Ivrea è uno di quei luoghi che fanno dell’Italia il paese caleidoscopico che è.

una cittadina di provincia, bagnata dalla Dorea Baltea, ai piedi delle Alpi, luogo di approdo per chi cerca la maestosità del Gran Paradiso e la curiosità di un carnevale famoso in tutto il mondo, dove più che le maschere, ad essere protagonista è la battaglia delle arance.

è proprio a Ivrea che, nel 1908, prende forma uno degli esempi più fulgidi dell’Italia imprenditoriale: la Olivetti, “la prima fabbrica nazionale di macchine per scrivere”. il fondatore è Camillo Olivetti, ma a lasciare davvero il segno e a dare alla Olivetti un’impronta internazionale e una visione del tutto nuova è suo figlio, Adriano.

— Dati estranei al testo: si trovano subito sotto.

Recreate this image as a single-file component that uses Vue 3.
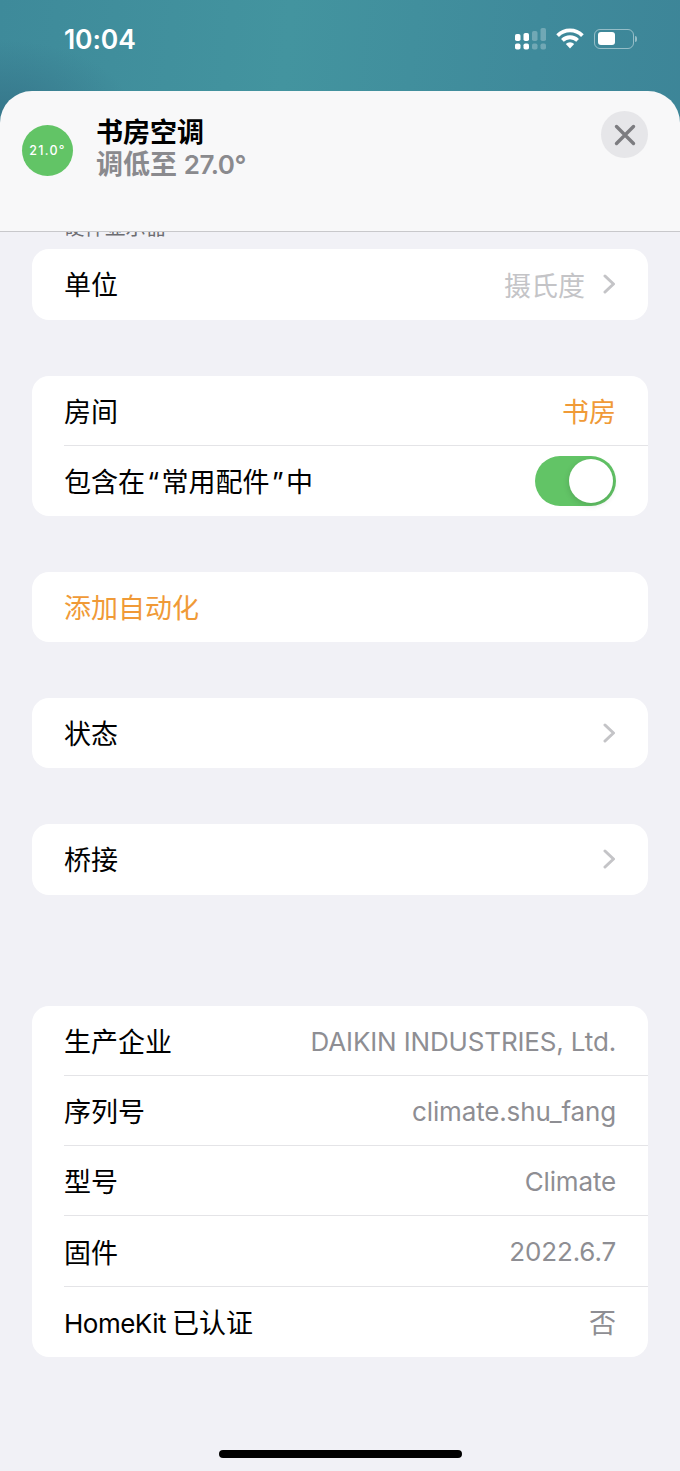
<script setup>
const infoRows = [
  { label: '生产企业', value: 'DAIKIN INDUSTRIES, Ltd.', latin: true },
  { label: '序列号', value: 'climate.shu_fang', latin: true },
  { label: '型号', value: 'Climate', latin: true },
  { label: '固件', value: '2022.6.7', latin: true },
  { label: '已认证', brand: 'HomeKit', value: '否', latin: false },
]
const navRows = ['状态', '桥接']
</script>

<template>
  <div class="screen">
    <div class="status-bar">
      <span class="clock">10:04</span>
      <div class="status-icons">
        <svg class="signal" width="32" height="22" viewBox="0 0 32 22">
          <g fill="#fff">
            <rect x="0" y="6" width="5.500" height="7" rx="1.800" />
            <rect x="8.500" y="5" width="5.500" height="8" rx="1.800" />
            <rect x="0" y="15.500" width="5.500" height="6" rx="1.800" />
            <rect x="8.500" y="15.500" width="5.500" height="6" rx="1.800" />
          </g>
          <g fill="#fff" opacity="0.26">
            <rect x="17" y="3" width="5.500" height="10" rx="1.800" />
            <rect x="25.500" y="0" width="5.500" height="13" rx="1.800" />
            <rect x="17" y="15.500" width="5.500" height="6" rx="1.800" />
            <rect x="25.500" y="15.500" width="5.500" height="6" rx="1.800" />
          </g>
        </svg>
        <svg class="wifi" width="28" height="21" viewBox="0 0 28 21">
          <g fill="none" stroke="#fff" stroke-width="3.800">
            <path d="M1.600 7.600a17.500 17.500 0 0 1 24.800 0" />
            <path d="M6.400 12.400a10.800 10.800 0 0 1 15.200 0" />
          </g>
          <path d="M9.800 16a6 6 0 0 1 8.400 0L14 20.500z" fill="#fff" />
        </svg>
        <div class="battery">
          <div class="battery-shell"><div class="battery-fill"></div></div>
          <div class="battery-cap"></div>
        </div>
      </div>
    </div>

    <header class="sheet-head">
      <div class="temp-badge">21.0°</div>
      <div class="sheet-title">
        <div class="name">书房空调</div>
        <div class="sub">调低至 <span class="latin">27.0°</span></div>
      </div>
      <button class="close" aria-label="关闭">
        <svg width="22" height="22" viewBox="0 0 22 22">
          <path d="M2.500 2.500l17 17M19.500 2.500l-17 17" stroke="#7c7c80" stroke-width="3.400" stroke-linecap="round" />
        </svg>
      </button>
    </header>

    <main class="content">
      <div class="section-label">硬件显示器</div>

      <section class="card first">
        <div class="row">
          <span>单位</span>
          <span class="value light">摄氏度</span>
          <svg class="chevron" width="13" height="20" viewBox="0 0 13 20">
            <path d="M2 2l8.500 8L2 18" fill="none" stroke="#c4c4c7" stroke-width="3" stroke-linecap="round" stroke-linejoin="round" />
          </svg>
        </div>
      </section>

      <section class="card">
        <div class="row">
          <span>房间</span>
          <span class="value accent">书房</span>
        </div>
        <div class="row">
          <span>包含在<span class="quote">“</span>常用配件<span class="quote">”</span>中</span>
          <div class="switch"><div class="knob"></div></div>
        </div>
      </section>

      <section class="card">
        <div class="row"><span class="accent">添加自动化</span></div>
      </section>

      <section v-for="item in navRows" :key="item" class="card">
        <div class="row">
          <span>{{ item }}</span>
          <svg class="chevron push" width="13" height="20" viewBox="0 0 13 20">
            <path d="M2 2l8.500 8L2 18" fill="none" stroke="#c4c4c7" stroke-width="3" stroke-linecap="round" stroke-linejoin="round" />
          </svg>
        </div>
      </section>

      <section class="card info">
        <div v-for="item in infoRows" :key="item.label" class="row">
          <span>
            <span v-if="item.brand" class="latin brand">{{ item.brand }}</span>{{ item.label }}
          </span>
          <span class="value muted" :class="{ latin: item.latin }">{{ item.value }}</span>
        </div>
      </section>
    </main>

    <div class="home-bar"></div>
  </div>
</template>

<style>
body {
  margin: 0;
  background: #f1f1f6;
}
</style>

<style scoped>
.screen {
  position: relative;
  display: flex;
  flex-direction: column;
  width: 680px;
  height: 1471px;
  overflow: hidden;
  background:
    linear-gradient(180deg, transparent 130px, #f1f1f6 130px),
    radial-gradient(130px 70px at 0 110px, #37788c 0%, rgba(55, 120, 140, 0) 100%),
    linear-gradient(96deg, #3e8a9a 0%, #43949f 35%, #3f8a9b 65%, #3b8195 100%);
  font-family: Inter, "Noto Sans CJK SC", sans-serif;
  color: #000;
}

/* status bar */
.status-bar {
  display: flex;
  align-items: center;
  justify-content: space-between;
  height: 91px;
  padding: 0 43px 14px 64px;
  box-sizing: border-box;
  flex: none;
}
.clock {
  color: #fff;
  font-size: 26.500px;
  font-weight: 600;
  letter-spacing: -0.1px;
}
.status-icons {
  display: flex;
  align-items: center;
}
.signal {
  margin-right: 9px;
}
.wifi {
  margin-right: 10px;
}
.battery {
  display: flex;
  align-items: center;
}
.battery-shell {
  width: 40px;
  height: 20px;
  padding: 2.500px;
  box-sizing: border-box;
  border: 1.500px solid rgba(255, 255, 255, 0.45);
  border-radius: 6px;
}
.battery-fill {
  width: 17px;
  height: 100%;
  background: #fff;
  border-radius: 3px;
}
.battery-cap {
  width: 2px;
  height: 6px;
  margin-left: 1px;
  background: rgba(255, 255, 255, 0.45);
  border-radius: 0 2px 2px 0;
}

/* sheet header */
.sheet-head {
  display: flex;
  align-items: flex-start;
  flex: none;
  height: 141px;
  box-sizing: border-box;
  padding: 20px 32px 0 22px;
  background: #f8f8f9;
  border-radius: 32px 32px 0 0;
  border-bottom: 1px solid #c8c8cb;
}
.temp-badge {
  flex: none;
  width: 51px;
  height: 51px;
  margin-top: 14px;
  border-radius: 50%;
  background: #62c466;
  color: #fff;
  font-size: 12.500px;
  font-weight: 500;
  letter-spacing: 1.300px;
  line-height: 51px;
  text-align: center;
}
.sheet-title {
  flex: 1;
  margin-left: 23px;
  font-size: 27px;
  font-weight: 700;
  line-height: 32px;
}
.sheet-title .name {
  margin-top: 6px;
  font-weight: 600;
}
.sheet-title .sub {
  color: #8a8a8e;
  font-weight: 600;
}
.sub .latin {
  letter-spacing: -0.5px;
}
.close {
  display: flex;
  align-items: center;
  justify-content: center;
  flex: none;
  width: 47px;
  height: 47px;
  padding: 0;
  border: none;
  border-radius: 50%;
  background: #e6e6e9;
}

/* settings list */
.content {
  flex: 1;
  overflow: hidden;
  background: #f1f1f6;
}
.section-label {
  height: 11px;
  margin-top: -19px;
  margin-left: 64px;
  color: #6d6d72;
  font-size: 20.500px;
  line-height: 30px;
}
.card {
  margin: 56px 32px 0;
  background: #fff;
  border-radius: 17px;
  font-size: 27px;
}
.card.first {
  margin-top: 25.400px;
}
.card.info {
  margin-top: 111.400px;
}
.row {
  display: flex;
  align-items: center;
  height: 70.200px;
  margin-left: 32px;
  padding-right: 32px;
}
.row > span:first-child {
  margin-top: -1px;
}
.row + .row {
  box-shadow: 0 -1px 0 #e4e4e7;
}
.value {
  margin-left: auto;
}
.latin {
  font-size: 26px;
  letter-spacing: -0.15px;
}
.brand {
  margin-right: 6px;
  letter-spacing: -0.5px;
}
.quote {
  display: inline-block;
  width: 16.500px;
  text-align: center;
}
.light {
  color: #c4c4c7;
}
.muted {
  color: #8e8e93;
}
.accent {
  color: #f09a37;
}
.chevron {
  flex: none;
  margin-left: 18px;
}
.chevron.push {
  margin-left: auto;
}
.switch {
  display: flex;
  align-items: center;
  justify-content: flex-end;
  width: 81px;
  height: 50px;
  margin-left: auto;
  padding: 3px;
  box-sizing: border-box;
  border-radius: 25px;
  background: #62c466;
}
.knob {
  width: 44px;
  height: 44px;
  border-radius: 50%;
  background: #fff;
  box-shadow: 0 2px 6px rgba(0, 0, 0, 0.15);
}

.home-bar {
  position: absolute;
  left: 219px;
  bottom: 13px;
  width: 243px;
  height: 8px;
  border-radius: 4px;
  background: #000;
}
</style>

“la fabbrica non può guardare solo all’indice dei profitti. deve distribuire ricchezza, cultura, servizi, democrazia. io penso la fabbrica per l’uomo, non l’uomo per la fabbrica.”

Adriano Olivetti è uno di quegli imprenditori che arrivano in questa dimensione spazio-temporale e la definiscono, marchiandola con la propria presenza. un pioniere, un illuminato, un precursore, direbbero in molti. in realtà, semplicemente un uomo. Adriano Olivetti è semplicemente e magnificamente un uomo che per primo ha capito una cosa che era sotto gli occhi di tutti: l’azienda è fatta da persone. a queste persone dunque va riconosciuto un valore e un ruolo centrale. riconoscerlo però non basta. occorrono azioni concrete che supportino le parole.

queste azioni concrete per Olivetti furono: introduzione dell’assistenza sanitaria e sociale, servizi culturali, incontri con studiosi e psicologici, mensa, biblioteca, creazione di una comunità, condivisione di obiettivi e ideali, valorizzazione del talento di ognuno.

Olivetti fece della formazione, intesa come sviluppo professionale ma anche come arricchimento della persona, il fondamento della sua visione del lavoro. capì per primo che un’impresa non può essere solo raggiungimento del profitto, quanto luogo nel quale coltivare i talenti di tutti. il profitto non va abbandonato, certo, ma lo si può raggiungere grazie all’investimento sul capitale più importante che esiste: le risorse umane.

questo ideale di felicità collettiva, grazie alla quale le persone sono messe nelle condizioni di lavorare meglio, ha fatto di quella Olivetti una delle aziende più desiderate: sia da chi già lavorava al suo interno, sia da chi la osservava da fuori.

Adriano è morto troppo presto e non ha potuto veder maturare la propria idea all’interno di una società che stava iniziando a massimizzare i profitti trascurando sempre di più i bisogni delle persone, ma possiamo affermare che è stato uno dei primi artefici di quell’employer branding a volte solo sbandierato e non davvero perseguito.